Edwards leaves with his fingerprints all over the club’s modern era. As sporting director, he helped build the football operation that underpinned Liverpool’s rise to the Premier League title in 2025 and a sustained period at the sharp end of English and European football.

His second spell at FSG was shorter and more corporate in nature, focused on strategy rather than recruitment. Yet the language of his farewell underlined how central he believed the moment to be for both Liverpool and their owners.

“It has been a privilege to return to Fenway Sports Group and Liverpool Football Club at such an important moment,” he said. “I leave believing Liverpool is in a strong position, with outstanding people, a clear direction and the foundations in place for continued success.

“When I returned, I was excited not only by the opportunity to help guide Liverpool through an important period of transition, but also by the chance to help shape FSG's wider football ambitions. While that broader project ultimately evolved differently to how we had originally envisaged, I am proud of the work our team undertook in presenting ownership with a broad range of thoughtful and well-developed options for the future.

“I'd like to thank Mike, John [Henry], Tom [Werner] and everyone across FSG and Liverpool for their support and friendship and, most importantly, the supporters, whose passion makes this club so special. I will always be grateful to have been part of its story.”

The words are diplomatic, the subtext clear: the multi-club dream did not match the original promise.

A new power dynamic

For FSG, shelving the second-club plan strips away one pillar of their intended evolution as football owners. For Liverpool, it sharpens the focus on what happens inside Anfield’s own walls.

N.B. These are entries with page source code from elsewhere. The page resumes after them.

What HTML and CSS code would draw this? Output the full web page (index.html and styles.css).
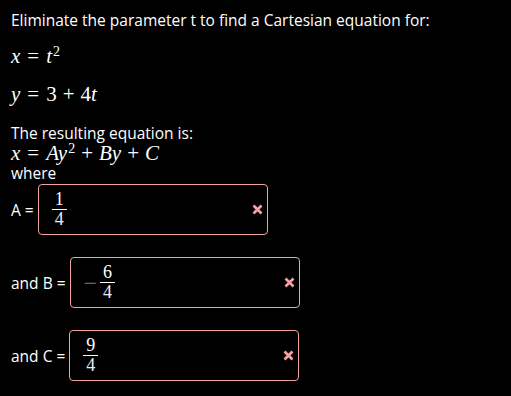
FILE: index.html
```html
<!DOCTYPE html>
<html lang="en">
<head>
    <meta charset="UTF-8">
    <title>Eliminate the parameter</title>
    <link rel="stylesheet" href="styles.css">
</head>
<body>
    <div class="question">
        <p class="intro">Eliminate the parameter t to find a Cartesian equation for:</p>
        <p class="math eq"><i>x</i><span class="rel">=</span><i>t</i><sup>2</sup></p>
        <p class="math eq"><i>y</i><span class="rel">=</span>3<span class="bin">+</span>4<i>t</i></p>

        <p class="text">The resulting equation is:</p>
        <p class="math result"><i>x</i><span class="rel">=</span><i>Ay</i><sup>2</sup><span class="bin">+</span><i>By</i><span class="bin">+</span><i>C</i></p>
        <p class="text">where</p>

        <div class="answer">
            <span class="label">A =</span>
            <div class="box">
                <span class="frac math"><span class="num">1</span><span class="den">4</span></span>
                <svg class="wrong" width="11" height="11" viewBox="0 0 11 11"><path d="M1.5 1.5 L9.5 9.5 M9.5 1.5 L1.5 9.5"/></svg>
            </div>
        </div>

        <div class="answer">
            <span class="label">and B =</span>
            <div class="box">
                <span class="minus math">&minus;</span>
                <span class="frac math"><span class="num">6</span><span class="den">4</span></span>
                <svg class="wrong" width="11" height="11" viewBox="0 0 11 11"><path d="M1.5 1.5 L9.5 9.5 M9.5 1.5 L1.5 9.5"/></svg>
            </div>
        </div>

        <div class="answer">
            <span class="label">and C =</span>
            <div class="box">
                <span class="frac math"><span class="num">9</span><span class="den">4</span></span>
                <svg class="wrong" width="11" height="11" viewBox="0 0 11 11"><path d="M1.5 1.5 L9.5 9.5 M9.5 1.5 L1.5 9.5"/></svg>
            </div>
        </div>
    </div>
</body>
</html>
```

FILE: styles.css
```css
/* Estilos generales */
body, html {
    margin: 0;
    padding: 0;
    background-color: #000;
    color: #fff;
}

.question {
    padding: 10px 11px;
    font-family: "Open Sans", sans-serif;
    font-size: 15.5px;
}

p {
    margin: 0;
}

.intro {
    line-height: 20px;
}

.math {
    font-family: "Liberation Serif", serif;
    font-size: 21px;
}

.math i {
    font-style: italic;
}

.math sup {
    font-size: 14px;
    vertical-align: 7px;
    line-height: 0;
    margin-left: 1px;
}

.rel {
    margin: 0 7px;
}

.bin {
    margin: 0 6px;
}

.eq {
    line-height: 24px;
    margin-top: 14px;
}

.text {
    line-height: 18px;
}

.eq + .text {
    margin-top: 18px;
}

.result {
    line-height: 22px;
}

/* Respuestas */
.answer {
    display: flex;
    align-items: center;
    gap: 4px;
    margin-bottom: 22px;
}

.result + .text + .answer {
    margin-top: 2px;
}

.box {
    display: flex;
    align-items: center;
    width: 230px;
    height: 51px;
    border: 1px solid #f4a3a3;
    border-radius: 4px;
    padding: 0 4px 0 13px;
    box-sizing: border-box;
}

.box .wrong {
    margin-left: auto;
    stroke: #f4a3a3;
    stroke-width: 2.6;
    fill: none;
}

.minus {
    color: #777;
    margin-right: 3px;
    font-size: 24px;
    line-height: 1;
}

.frac {
    display: inline-flex;
    flex-direction: column;
    align-items: center;
    font-size: 18px;
    line-height: 17px;
}

.frac .num {
    border-bottom: 1px solid #fff;
    padding: 0 3px 1px;
}

.frac .den {
    color: #e8eef8;
    padding-top: 1px;
}
```
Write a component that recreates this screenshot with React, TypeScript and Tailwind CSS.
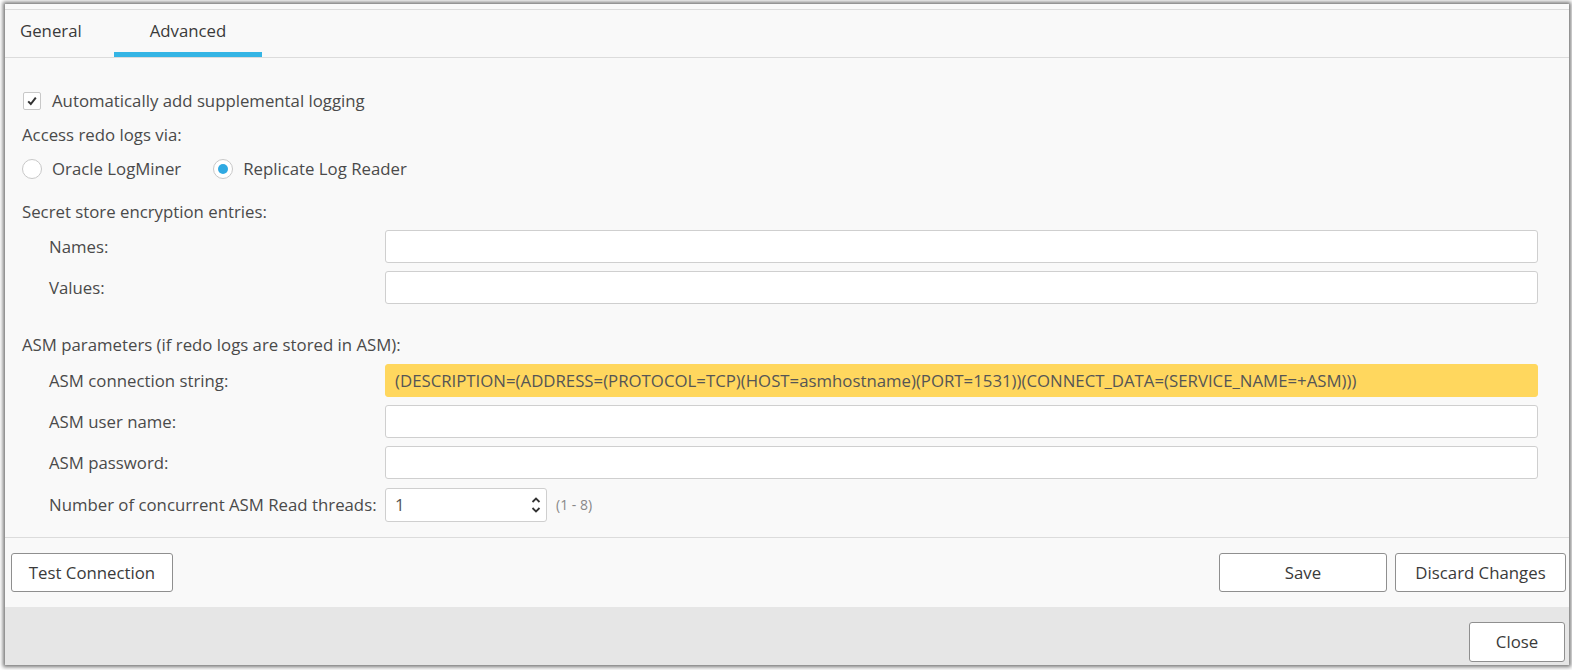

Gordon’s increased involvement, Iraola’s arrival, the uncertainty around Hughes, and now Edwards’ exit combine into a single, pressing question: who truly shapes the next phase of Liverpool’s sporting strategy?

The club that once sold itself on continuity now finds itself leaning into reinvention. The decisions made from Boston to Anfield over the next few months will show whether this is a controlled reset or the start of a more volatile era.